ARS Overview Page#
The ARS Overview page contains a summary of Auto Remediation Service (ARS) events to monitor compute node health status across the full cluster. The page is available via Auto Remediation > Analytics & Insight in the left navigation panel.
An event is a change in compute node state within the ARS state map. A high number of events may or may not indicate a problem with node or cluster health. For example, if you add a new rack of compute nodes to your cluster and begin monitoring those nodes with ARS, you will see a high number of events as those nodes move from the New Node state, through the Provisioning state, and into the Available state as they pass health checks. Similarly, if you bring down your cluster for planned maintenance, you may see a spike in the number of state transition events that are not related to compute node health issues. However, if you have an established cluster and do not have any expected events, a spike in chart activity on the ARS Overview page can indicate a node health issue that could require additional investigation.
By default the values shown in the summary and the charts are from the past 24 hours. You can adjust the value using the Time Range drop-down to update the summary and charts. Possible values range from the last 4 hours to the last 48 hours.
ARS Events Summary#
The top of the page shows a summary of recent events. The following summary data is available:
Remediation Events: The total number of remediation events that occurred during the selected time range. The total remediation events include compute nodes that were automatically fixed and compute nodes that entered the Work Queue state.
Auto-Remediated Events: The total number of compute nodes that were automatically fixed during the selected time range.
Human Intervention: The total number of compute nodes that were manually fixed and left the Work Queue state.
Total Events: The total number of state transition events that occurred across all configured compute nodes during the selected time range. This includes expected transitions, such as bringing a new node online, and unexpected transitions, such as an auto remediation event.
Average Uptime: The average time all compute nodes have been in the Available state over the selected time range.
ARS Events Charts#
The charts below the summary visualize ARS event data. The following charts are available:
Events Over Time: Shows the number of events over the specified time period. A spike in the number of events could indicate an issue. Visit the ARS Event Feed Page and look at the events that occurred during the spike's time period to identify trends.

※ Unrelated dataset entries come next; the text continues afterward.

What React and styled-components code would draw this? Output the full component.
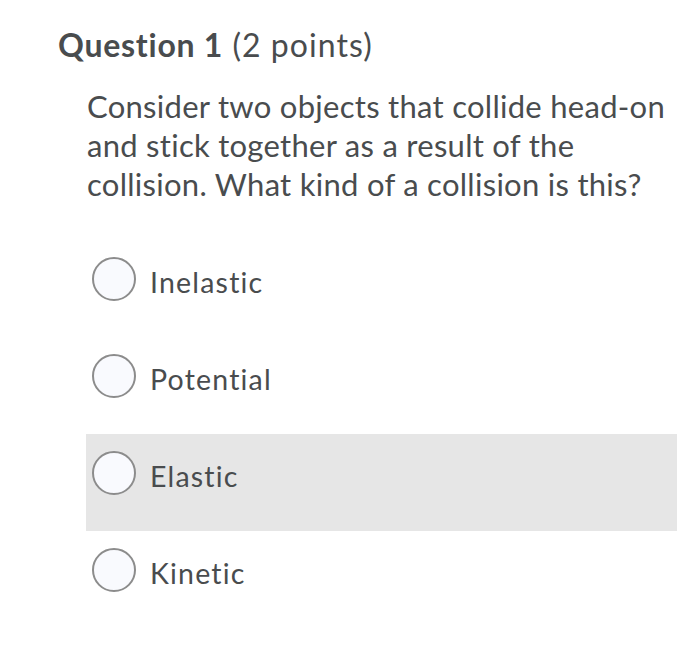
import React from "react";
import styled, { createGlobalStyle } from "styled-components";

const Global = createGlobalStyle`
  html, body { margin: 0; padding: 0; background: #ffffff; }
  body { font-family: Lato, "Open Sans", sans-serif; color: #494c4e; }
`;

const Page = styled.div`
  padding: 23px 0 0 58px;
  width: 619px;
`;

const Title = styled.h2`
  margin: 0;
  font-size: 32px;
  line-height: 44px;
  font-weight: 400;
  letter-spacing: 1.05px;
  color: #494c4e;
`;

const Strong = styled.span`
  font-weight: 700;
  letter-spacing: 0.75px;
`;

const Body = styled.div`
  padding: 0 0 0 29px;
`;

const Prompt = styled.p`
  margin: 20px 0 0 0;
  font-size: 31px;
  line-height: 39px;
  letter-spacing: 0.28px;
`;

const Options = styled.div`
  display: flex;
  flex-direction: column;
  margin-top: 36px;
  margin-left: -1px;
`;

const Option = styled.label`
  display: flex;
  align-items: flex-start;
  gap: 14px;
  height: 97px;
  box-sizing: border-box;
  padding: 17px 0 0 6px;
  background: ${(p) => (p.$hover ? "#e6e6e6" : "transparent")};
`;

const Radio = styled.span`
  flex: none;
  width: 44px;
  height: 44px;
  box-sizing: border-box;
  border-radius: 50%;
  border: 2px solid #8c8c8c;
  background: #f9fafe;
`;

const OptionText = styled.span`
  font-size: 28.5px;
  line-height: 44px;
  letter-spacing: 1.2px;
  margin-top: 3px;
`;

const choices = ["Inelastic", "Potential", "Elastic", "Kinetic"];

export default function App() {
  return (
    <>
      <Global />
      <Page>
        <Title>
          <Strong>Question 1</Strong> (2 points)
        </Title>
        <Body>
          <Prompt>
            Consider two objects that collide head-on and stick together as a
            result of the collision. What kind of a collision is this?
          </Prompt>
          <Options>
            {choices.map((c) => (
              <Option key={c} $hover={c === "Elastic"}>
                <Radio />
                <OptionText>{c}</OptionText>
              </Option>
            ))}
          </Options>
        </Body>
      </Page>
    </>
  );
}
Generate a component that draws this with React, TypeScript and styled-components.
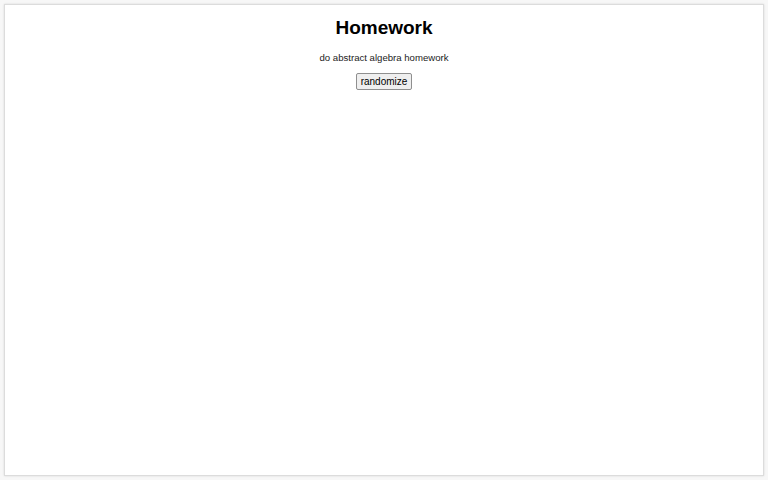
import styled, { createGlobalStyle } from 'styled-components';

const GlobalStyle = createGlobalStyle`
	html, body {
		margin: 0;
		padding: 0;
		background: #f7f7f7;
	}
	body {
		font-family: 'Liberation Sans', Arial, sans-serif;
	}
`;

const Page = styled.div`
	box-sizing: border-box;
	width: 768px;
	height: 480px;
	padding: 4px;
`;

const Card = styled.main`
	box-sizing: border-box;
	height: 472px;
	background: #ffffff;
	border: 1px solid #dcdcdc;
	box-shadow: 0 0 2px rgba(0, 0, 0, 0.12);
	display: flex;
	flex-direction: column;
	align-items: center;
	padding-top: 12px;
`;

const Title = styled.h1`
	margin: 0;
	font-size: 19px;
	font-weight: bold;
	color: #000;
	line-height: 22px;
`;

const Task = styled.p`
	margin: 13px 0 0;
	font-size: 9.6px;
	line-height: 12px;
	color: #222;
`;

const Button = styled.button`
	margin-top: 9px;
	font-family: 'Liberation Sans', Arial, sans-serif;
	font-size: 10px;
	line-height: 11px;
	padding: 2px 4px;
	color: #000;
	background: #efefef;
	border: 1px solid #8f8f8f;
	border-radius: 2px;
`;

export default function App() {
	return (
		<>
			<GlobalStyle />
			<Page>
				<Card>
					<Title>Homework</Title>
					<Task>do abstract algebra homework</Task>
					<Button>randomize</Button>
				</Card>
			</Page>
		</>
	);
}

Events by Type: Shows the number of transitions for each state in the ARS state map. A high number of transitions to the Auto Remediation state could indicate an underlying issue.

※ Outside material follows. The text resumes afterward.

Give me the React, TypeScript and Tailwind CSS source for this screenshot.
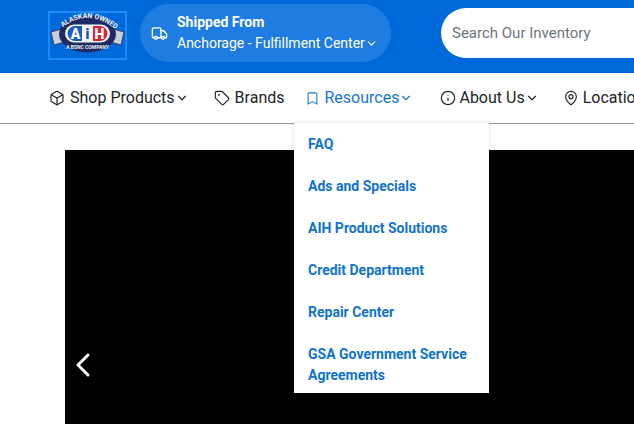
import { Box, Tag, Bookmark, Info, MapPin, ChevronDown, ChevronLeft } from "lucide-react";

function Logo() {
  return (
    <div className="w-[79px] h-[49px] border-2 border-[#1a8cff] shrink-0 flex items-center justify-center">
      <svg width="75" height="45" viewBox="0 0 75 45">
        <path d="M1 19 L15 15 L18 28 L4 32 Z" fill="#c9ced8" stroke="#39406f" strokeWidth="1" />
        <path d="M74 19 L60 15 L57 28 L71 32 Z" fill="#c9ced8" stroke="#39406f" strokeWidth="1" />
        <ellipse cx="37.5" cy="21" rx="28.5" ry="18.5" fill="#1f2a63" />
        <path id="logoArc" d="M12 15 Q37 -5 64 15" fill="none" />
        <text fontFamily="Roboto, sans-serif" fontSize="7" fontWeight="700" fill="#eef1f7">
          <textPath href="#logoArc" startOffset="1">ALASKAN OWNED</textPath>
        </text>
        <rect x="15" y="11.5" width="45" height="18" rx="9" fill="#f4f6fb" />
        <path d="M25 13 H32 V28 H25 A7.5 7.5 0 0 1 25 13 Z" fill="#1c5fc0" />
        <path d="M43 13 H50 A7.5 7.5 0 0 1 50 28 H43 Z" fill="#d8242f" />
        <text x="25.5" y="26" textAnchor="middle" fontFamily="Roboto, sans-serif" fontSize="14" fontWeight="900" fill="#fff">A</text>
        <text x="37.5" y="26" textAnchor="middle" fontFamily="Roboto, sans-serif" fontSize="14" fontWeight="900" fill="#1c4fa8">i</text>
        <text x="49.5" y="26" textAnchor="middle" fontFamily="Roboto, sans-serif" fontSize="14" fontWeight="900" fill="#fff">H</text>
        <text x="37.5" y="36" textAnchor="middle" fontFamily="Roboto, sans-serif" fontSize="5" fontWeight="700" fill="#eef1f7">A BSNC COMPANY</text>
      </svg>
    </div>
  );
}

function NavItem({ icon, label, chevron, active, className }: { icon: React.ReactNode; label: string; chevron?: boolean; active?: boolean; className?: string }) {
  return (
    <div className={`flex items-center shrink-0 ${active ? "text-[#1976d2]" : "text-[#212529]"} ${className ?? ""}`}>
      {icon}
      <span className="ml-[5px] text-[16px] leading-6 whitespace-nowrap">{label}</span>
      {chevron && <ChevronDown size={14} strokeWidth={2} />}
    </div>
  );
}

const links = ["FAQ", "Ads and Specials", "AIH Product Solutions", "Credit Department", "Repair Center", "GSA Government Service Agreements"];

export default function App() {
  return (
    <div className="relative w-[634px] h-[424px] overflow-hidden bg-white font-['Roboto',sans-serif]">
      <header className="h-[73px] bg-[#0069d9] flex items-center pl-[48px] overflow-hidden">
        <div className="mb-[2px]"><Logo /></div>
        <div className="ml-[13px] mb-[7px] w-[251px] h-[58px] shrink-0 rounded-[29px] bg-[#1f7de2] flex items-center pl-[11px] text-white">
          <svg width="17" height="17" viewBox="0 0 24 24" fill="none" stroke="currentColor" strokeWidth="2" strokeLinecap="round" strokeLinejoin="round">
            <path d="M14 18V6a2 2 0 0 0-2-2H4a2 2 0 0 0-2 2v11a1 1 0 0 0 1 1h2" />
            <path d="M15 18H9" />
            <path d="M19 18h2a1 1 0 0 0 1-1v-3.65a1 1 0 0 0-.22-.624l-3.48-4.35A1 1 0 0 0 17.52 8H14" />
            <circle cx="17" cy="18" r="2" />
            <circle cx="7" cy="18" r="2" />
          </svg>
          <div className="ml-[9px]">
            <div className="text-[14px] leading-[21px] font-bold">Shipped From</div>
            <div className="flex items-center text-[14px] leading-[21px]">
              <span className="whitespace-nowrap">Anchorage - Fulfillment Center</span>
              <ChevronDown size={13} strokeWidth={2} />
            </div>
          </div>
        </div>
        <div className="ml-[50px] mb-[7px] w-[260px] h-[50px] shrink-0 rounded-l-[25px] bg-white flex items-center pl-[11px] text-[15px] text-[#6c757d]">
          Search Our Inventory
        </div>
      </header>

      <nav className="h-[51px] border-b border-[#999] flex items-center pl-[49px] overflow-hidden">
        <NavItem icon={<Box size={16} strokeWidth={1.75} />} label="Shop Products" chevron />
        <NavItem className="ml-[25px]" icon={<Tag size={16} strokeWidth={1.75} />} label="Brands" />
        <NavItem className="ml-[20px]" active icon={<Bookmark size={15} strokeWidth={1.75} />} label="Resources" chevron />
        <NavItem className="ml-[27px]" icon={<Info size={16} strokeWidth={1.75} className="-mr-[2px]" />} label="About Us" chevron />
        <NavItem className="ml-[24px]" icon={<MapPin size={16} strokeWidth={1.75} className="-mr-[1px]" />} label="Locations" />
      </nav>

      <main className="pt-[26px] pl-[65px]">
        <div className="h-[430px] bg-black flex items-center text-white">
          <ChevronLeft size={40} strokeWidth={1.75} className="-ml-[2px]" />
        </div>
      </main>

      <div className="absolute left-[294px] top-[123px] w-[195px] h-[270px] bg-white shadow-[0_0_4px_rgba(0,0,0,0.15)] px-[14px] pt-[11px]">
        {links.map((l) => (
          <div key={l} className="mb-[21px] text-[14px] leading-[21px] font-bold text-[#0f73ce]">{l}</div>
        ))}
      </div>
    </div>
  );
}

Events by Node: Shows the number of events per compute node for the nodes with the most ARS state transition activity. A new node is expected to have a higher number of events while a node that was in the Available state is unlikely to have many events outside of planned maintenance or health issues.
Nodes by End State: Shows the ARS states with the highest number of nodes that ended in that state during the specified time period. A high number of nodes in the Work Queue or Auto Remediation state could indicate an issue.